Friday, February 16, 2018

Lovely's Fifty-Fifty Chef Nabs Beard Nomination


The James Beard awards are considered the Oscars of the food world. Yesterday one of Portland's most dedicated chefs—and one of my favorite people—Sarah Minnick of Lovely's Fifty-Fifty, was named a semi-finalist in the Best Chef NW category.

Sarah was featured in an article I wrote in 2015 about women chefs who "are turning the tables on business-as-usual by nixing the giant cans of sauces, bags of salad greens and feedlot meats that supply most restaurants, even in the foodie heaven known as Portland. You won’t find big trucks from industrial food distributors pulling up to their doors and burly guys with pallet jacks and hand trucks wheeling crates of supplies shipped in from out of state. Instead, following in the footsteps of chefs like Cathy Whims of Nostrana, these women are working to buy their supplies direct from local farmers, who deliver produce and meats in the backs of beat-up pickups and vans, unloading crates overflowing with fresh produce mere hours after they’ve been harvested from the fields."

From the article:

One look at owner Sarah Minnick’s pizzas will tell you instantly that this chef is serious about farm-fresh produce. Her pizzas are pictures of crave-worthy perfection—circular works of art brimming with local greens, cheeses and a sauce from tomatoes harvested at the peak of their flavor, preserved so her customers can taste summer even deep in a Northwest winter.

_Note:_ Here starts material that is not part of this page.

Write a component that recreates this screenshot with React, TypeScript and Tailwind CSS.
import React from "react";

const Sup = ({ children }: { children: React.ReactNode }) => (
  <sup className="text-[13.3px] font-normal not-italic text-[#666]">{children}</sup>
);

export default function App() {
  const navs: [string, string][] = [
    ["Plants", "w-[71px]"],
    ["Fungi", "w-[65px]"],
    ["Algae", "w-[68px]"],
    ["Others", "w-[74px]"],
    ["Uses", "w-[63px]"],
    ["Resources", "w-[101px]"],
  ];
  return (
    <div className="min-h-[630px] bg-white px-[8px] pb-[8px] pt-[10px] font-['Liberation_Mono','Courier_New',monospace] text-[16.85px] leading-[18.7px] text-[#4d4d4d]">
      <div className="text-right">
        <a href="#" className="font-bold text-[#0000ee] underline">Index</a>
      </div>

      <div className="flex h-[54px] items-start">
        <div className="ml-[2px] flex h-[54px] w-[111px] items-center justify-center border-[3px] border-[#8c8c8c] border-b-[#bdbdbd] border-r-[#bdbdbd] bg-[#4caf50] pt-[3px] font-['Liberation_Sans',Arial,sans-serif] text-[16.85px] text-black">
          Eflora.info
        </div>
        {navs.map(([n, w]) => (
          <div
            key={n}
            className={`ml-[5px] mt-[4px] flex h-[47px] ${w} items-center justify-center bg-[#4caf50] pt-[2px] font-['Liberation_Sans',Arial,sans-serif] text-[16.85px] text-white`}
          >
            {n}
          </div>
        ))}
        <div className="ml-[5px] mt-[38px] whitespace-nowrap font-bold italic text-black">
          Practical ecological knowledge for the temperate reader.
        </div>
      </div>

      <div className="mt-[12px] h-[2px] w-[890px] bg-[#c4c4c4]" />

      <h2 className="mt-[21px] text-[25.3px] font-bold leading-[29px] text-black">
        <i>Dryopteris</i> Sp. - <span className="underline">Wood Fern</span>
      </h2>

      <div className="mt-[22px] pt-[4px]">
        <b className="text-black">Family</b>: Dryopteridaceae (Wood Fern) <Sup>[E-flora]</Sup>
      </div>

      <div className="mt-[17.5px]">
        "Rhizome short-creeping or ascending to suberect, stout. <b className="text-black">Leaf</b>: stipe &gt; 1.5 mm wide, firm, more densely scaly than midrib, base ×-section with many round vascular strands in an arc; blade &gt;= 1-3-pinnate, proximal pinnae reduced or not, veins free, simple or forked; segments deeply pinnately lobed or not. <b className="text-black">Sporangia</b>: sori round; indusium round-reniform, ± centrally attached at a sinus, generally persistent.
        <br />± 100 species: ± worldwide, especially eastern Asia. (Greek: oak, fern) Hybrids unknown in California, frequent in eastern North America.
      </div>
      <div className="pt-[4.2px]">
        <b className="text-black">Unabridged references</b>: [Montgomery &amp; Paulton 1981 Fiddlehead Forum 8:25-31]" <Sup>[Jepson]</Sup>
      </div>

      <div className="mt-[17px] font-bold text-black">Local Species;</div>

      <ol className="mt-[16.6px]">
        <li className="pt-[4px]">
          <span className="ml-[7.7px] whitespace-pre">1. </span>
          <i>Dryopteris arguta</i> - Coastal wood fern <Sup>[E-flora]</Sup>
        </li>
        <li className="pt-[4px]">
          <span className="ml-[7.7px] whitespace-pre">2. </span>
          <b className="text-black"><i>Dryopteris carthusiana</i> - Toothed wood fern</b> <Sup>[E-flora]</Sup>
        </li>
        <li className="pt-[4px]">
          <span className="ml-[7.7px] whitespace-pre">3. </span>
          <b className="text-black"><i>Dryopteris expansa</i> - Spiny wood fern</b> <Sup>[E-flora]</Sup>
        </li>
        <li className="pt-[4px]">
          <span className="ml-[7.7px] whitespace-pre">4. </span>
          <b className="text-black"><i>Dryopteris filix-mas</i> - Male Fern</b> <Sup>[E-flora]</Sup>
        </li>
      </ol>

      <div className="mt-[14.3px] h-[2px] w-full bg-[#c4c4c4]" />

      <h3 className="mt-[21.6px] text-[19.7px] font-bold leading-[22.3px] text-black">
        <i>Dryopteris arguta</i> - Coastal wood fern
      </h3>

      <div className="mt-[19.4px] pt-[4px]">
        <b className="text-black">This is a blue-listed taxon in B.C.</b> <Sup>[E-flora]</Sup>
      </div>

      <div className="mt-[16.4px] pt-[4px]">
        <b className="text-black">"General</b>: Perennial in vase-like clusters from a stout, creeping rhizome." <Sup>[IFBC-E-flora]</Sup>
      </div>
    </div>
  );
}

You’ll see unusual ingredients like summer squash, quinoa greens, potatoes and local cured meats adorning her pies, in addition to the occasional drizzle of honey from Bee Local, a Portland company whose hives are scattered around the state, taking their flavors from flowers wild and domesticated. Not unlike Sarah herself, who buzzes around local farms and farmers’ markets collecting ingredients like a honeybee collects pollen.

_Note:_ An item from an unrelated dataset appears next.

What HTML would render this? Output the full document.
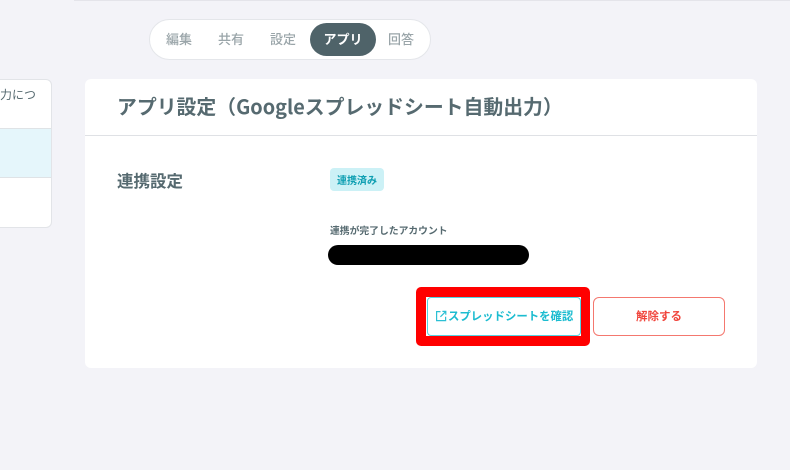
<!DOCTYPE html>
<html lang="ja">
<head>
<meta charset="utf-8">
<style>
html,body{margin:0;padding:0;width:790px;height:470px;overflow:hidden;background:#f3f3f8;font-family:"Noto Sans CJK JP","Liberation Sans",sans-serif;}
.a{position:absolute;box-sizing:border-box;white-space:nowrap;}
</style>
</head>
<body>
<div class="a" style="left:74px;top:0;width:716px;height:1px;background:#e4e4ea"></div>

<div class="a" style="left:149px;top:19px;width:282px;height:41px;background:#fff;border:1px solid #e4e6ea;border-radius:21px"></div>
<div class="a" style="left:166px;top:30px;font-size:13px;line-height:18px;color:#9aa5a9;font-weight:500">編集</div>
<div class="a" style="left:218px;top:30px;font-size:13px;line-height:18px;color:#9aa5a9;font-weight:500">共有</div>
<div class="a" style="left:270px;top:30px;font-size:13px;line-height:18px;color:#9aa5a9;font-weight:500">設定</div>
<div class="a" style="left:310px;top:23px;width:66px;height:33px;background:#4f6369;border-radius:17px;color:#fff;font-size:13px;font-weight:700;line-height:32px;text-align:center">アプリ</div>
<div class="a" style="left:388px;top:30px;font-size:13px;line-height:18px;color:#9aa5a9;font-weight:500">回答</div>

<div class="a" style="left:-10px;top:79px;width:62px;height:149px;background:#fff;border:1px solid #e2e4e8;border-radius:6px;overflow:hidden">
  <div class="a" style="left:0;top:48px;width:60px;height:50px;background:#e5f6fb;border-top:1px solid #dfe3e6;border-bottom:1px solid #dfe3e6"></div>
  <div class="a" style="left:-3px;top:6px;font-size:12px;line-height:18px;color:#566a70">出力につ</div>
</div>

<div class="a" style="left:85px;top:79px;width:672px;height:289px;background:#fff;border-radius:6px"></div>
<div class="a" style="left:85px;top:135px;width:672px;height:1px;background:#dfe1e5"></div>
<div class="a" style="left:117px;top:92px;font-size:19.85px;line-height:28px;font-weight:700;color:#566a70">アプリ設定（Googleスプレッドシート自動出力）</div>
<div class="a" style="left:117px;top:169px;font-size:16.5px;line-height:23px;font-weight:700;color:#566a70">連携設定</div>

<div class="a" style="left:330px;top:168px;width:54px;height:23px;background:#ccf1f6;border-radius:4px;color:#0f9fb2;font-size:10px;font-weight:700;line-height:23px;text-align:center">連携済み</div>
<div class="a" style="left:330px;top:223px;font-size:9.8px;line-height:14px;font-weight:700;color:#566a70">連携が完了したアカウント</div>
<div class="a" style="left:328px;top:245px;width:201px;height:20px;background:#000;border-radius:10px"></div>

<div class="a" style="left:416px;top:287px;width:174px;height:59px;background:#f00;border-radius:5px"></div>
<div class="a" style="left:426px;top:297px;width:155px;height:39px;background:#fff"></div>
<div class="a" style="left:427px;top:297px;width:154px;height:39px;background:#fff;border:1px solid #55d3e2;border-radius:4px"></div>
<svg class="a" style="left:435px;top:310px" width="12" height="12" viewBox="0 0 12 12" fill="none" stroke="#2cc0d4" stroke-width="1.2"><path d="M5.5 1.6H1.6v9h9V6.8M7.4 1.4h3.4v3.4M10.8 1.4L5.4 6.8"/></svg>
<div class="a" style="left:448px;top:308px;font-size:11.4px;line-height:17px;font-weight:700;color:#1cbcd0">スプレッドシートを確認</div>

<div class="a" style="left:593px;top:297px;width:132px;height:39px;background:#fff;border:1px solid #f4786f;border-radius:6px;color:#f0453c;font-size:11.5px;font-weight:700;line-height:37px;text-align:center">解除する</div>
</body>
</html>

Dig a little deeper and you’ll find her handmade pizza dough is made from the whole grains and artisan flours of Camas Country Mill in the central Willamette Valley and organic flour from employee-owned Central Milling in Utah. And she sources the organic custard base for her extraordinary ice cream from Strauss Family Creamery, adding berries and fruit from area farms, along with more exotic flavorings from the leaves of peach, fig and bay.

Looking at her accounts from last year, Minnick said she was able to purchase nearly 90 percent of her ingredients from local sources [now more than 98 percent - KB]. While that may sound like a foolish way to run a small business, if you ask about the economics of buying direct from farmers versus large distributors, she said that the cost works out to be pretty much the same, since farmers are much more careful about the quality of their produce, meaning it’s less work to prep and less of it ends up in the compost.

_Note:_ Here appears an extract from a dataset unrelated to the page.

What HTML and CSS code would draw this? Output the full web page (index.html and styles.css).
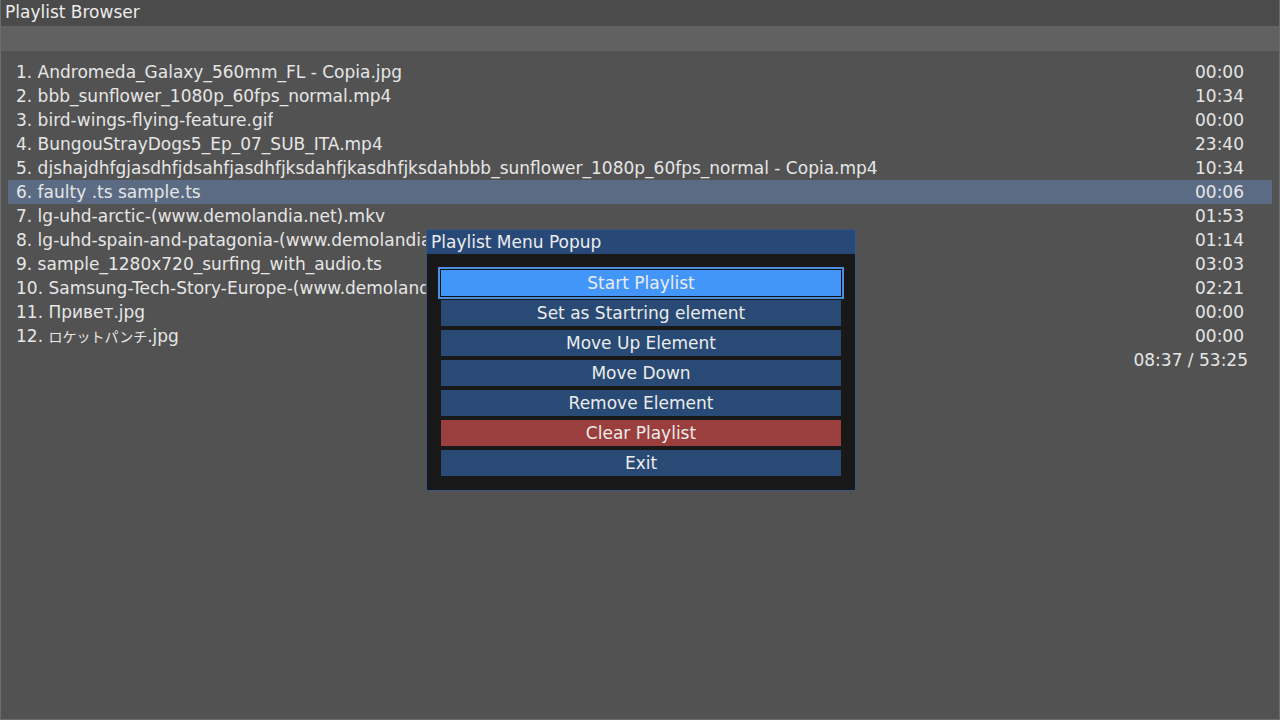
FILE: index.html
```html
<!DOCTYPE html>
<html lang="en">
<head>
<meta charset="utf-8">
<title>Playlist Browser</title>
<link rel="stylesheet" href="styles.css">
</head>
<body>
<div class="window">
  <div class="titlebar">Playlist Browser</div>
  <div class="toolbar"></div>
  <div class="list">
    <div class="row"><span class="name">1. Andromeda_Galaxy_560mm_FL - Copia.jpg</span><span class="time">00:00</span></div>
    <div class="row"><span class="name">2. bbb_sunflower_1080p_60fps_normal.mp4</span><span class="time">10:34</span></div>
    <div class="row"><span class="name">3. bird-wings-flying-feature.gif</span><span class="time">00:00</span></div>
    <div class="row"><span class="name">4. BungouStrayDogs5_Ep_07_SUB_ITA.mp4</span><span class="time">23:40</span></div>
    <div class="row"><span class="name">5. djshajdhfgjasdhfjdsahfjasdhfjksdahfjkasdhfjksdahbbb_sunflower_1080p_60fps_normal - Copia.mp4</span><span class="time">10:34</span></div>
    <div class="row selected"><span class="name">6. faulty .ts sample.ts</span><span class="time">00:06</span></div>
    <div class="row"><span class="name">7. lg-uhd-arctic-(www.demolandia.net).mkv</span><span class="time">01:53</span></div>
    <div class="row"><span class="name">8. lg-uhd-spain-and-patagonia-(www.demolandia.net).mkv</span><span class="time">01:14</span></div>
    <div class="row"><span class="name">9. sample_1280x720_surfing_with_audio.ts</span><span class="time">03:03</span></div>
    <div class="row"><span class="name">10. Samsung-Tech-Story-Europe-(www.demolandia.net).mkv</span><span class="time">02:21</span></div>
    <div class="row"><span class="name">11. Привет.jpg</span><span class="time">00:00</span></div>
    <div class="row"><span class="name">12. <span class="cjk">ロケットパンチ</span>.jpg</span><span class="time">00:00</span></div>
    <div class="total">08:37 / 53:25</div>
  </div>

  <div class="popup">
    <div class="popup-title">Playlist Menu Popup</div>
    <div class="popup-body">
      <button class="btn focused">Start Playlist</button>
      <button class="btn">Set as Startring element</button>
      <button class="btn">Move Up Element</button>
      <button class="btn">Move Down</button>
      <button class="btn">Remove Element</button>
      <button class="btn danger">Clear Playlist</button>
      <button class="btn">Exit</button>
    </div>
  </div>
</div>
</body>
</html>
```

FILE: styles.css
```css
html, body {
  margin: 0;
  padding: 0;
  width: 1280px;
  height: 720px;
  overflow: hidden;
  background: #525252;
}

body {
  font-family: "DejaVu Sans", "Noto Sans CJK JP", sans-serif;
  font-size: 17px;
  color: #e6e6e6;
}

.window {
  position: relative;
  box-sizing: border-box;
  width: 1280px;
  height: 720px;
  border: 1px solid #6c6c6c;
  border-top: none;
  background: #525252;
  display: flex;
  flex-direction: column;
}

.titlebar {
  height: 26px;
  line-height: 25px;
  padding-left: 4px;
  background: #4b4b4b;
  color: #ececec;
}

.toolbar {
  height: 25px;
  background: #616161;
}

.list {
  padding: 9px 7px 0 7px;
  display: flex;
  flex-direction: column;
}

.row {
  height: 24px;
  line-height: 24px;
  display: flex;
  justify-content: space-between;
  padding: 0 28px 0 8px;
  white-space: nowrap;
  overflow: hidden;
}

.row.selected {
  background: #5b6b83;
}

.name {
  overflow: hidden;
}

/* the CJK glyph set is rasterised smaller than the Latin one */
.cjk {
  font-family: "Noto Sans CJK JP", sans-serif;
  font-size: 14px;
}

.time {
  flex: none;
}

.total {
  height: 24px;
  line-height: 24px;
  text-align: right;
  padding-right: 24px;
}

.popup {
  position: absolute;
  z-index: 1;
  left: 425px;
  top: 229px;
  width: 430px;
  height: 262px;
  box-sizing: border-box;
  border: 1px solid #3c5680;
  background: #181818;
  display: flex;
  flex-direction: column;
}

.popup-title {
  height: 24px;
  line-height: 24px;
  padding-left: 4px;
  background: #284978;
  color: #ececec;
}

.popup-body {
  padding: 16px 14px 0 14px;
  display: flex;
  flex-direction: column;
  gap: 4px;
}

.btn {
  height: 26px;
  border: none;
  margin: 0;
  padding: 0;
  background: #284a74;
  color: #ececec;
  font-family: inherit;
  font-size: 17px;
  line-height: 26px;
  text-align: center;
}

.btn.focused {
  background: #4296fa;
  outline: 2px solid #4a8fe0;
  outline-offset: 1px;
  box-shadow: 0 0 0 1px #101010;
}

.btn.danger {
  background: #9b3e3e;
}
```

She’s thrilled to be working directly with farmers, "actually knowing who is growing it and why and how," and finds the enthusiasm of some of Oregon’s younger farmers infectious. "They don’t have a lot of the weird old baggage," she said of their eagerness to try growing new crops.

And after three years of running the kitchen at Lovely’s? "I’m addicted to it," she said. "I love coming into work."

Photos from an event at Ayers Creek Farm.

2 comments:

Anonymous said...

This is so cool!

Kathleen Bauer said...

Sarah is so awesome…great to see her getting acknowledged for it!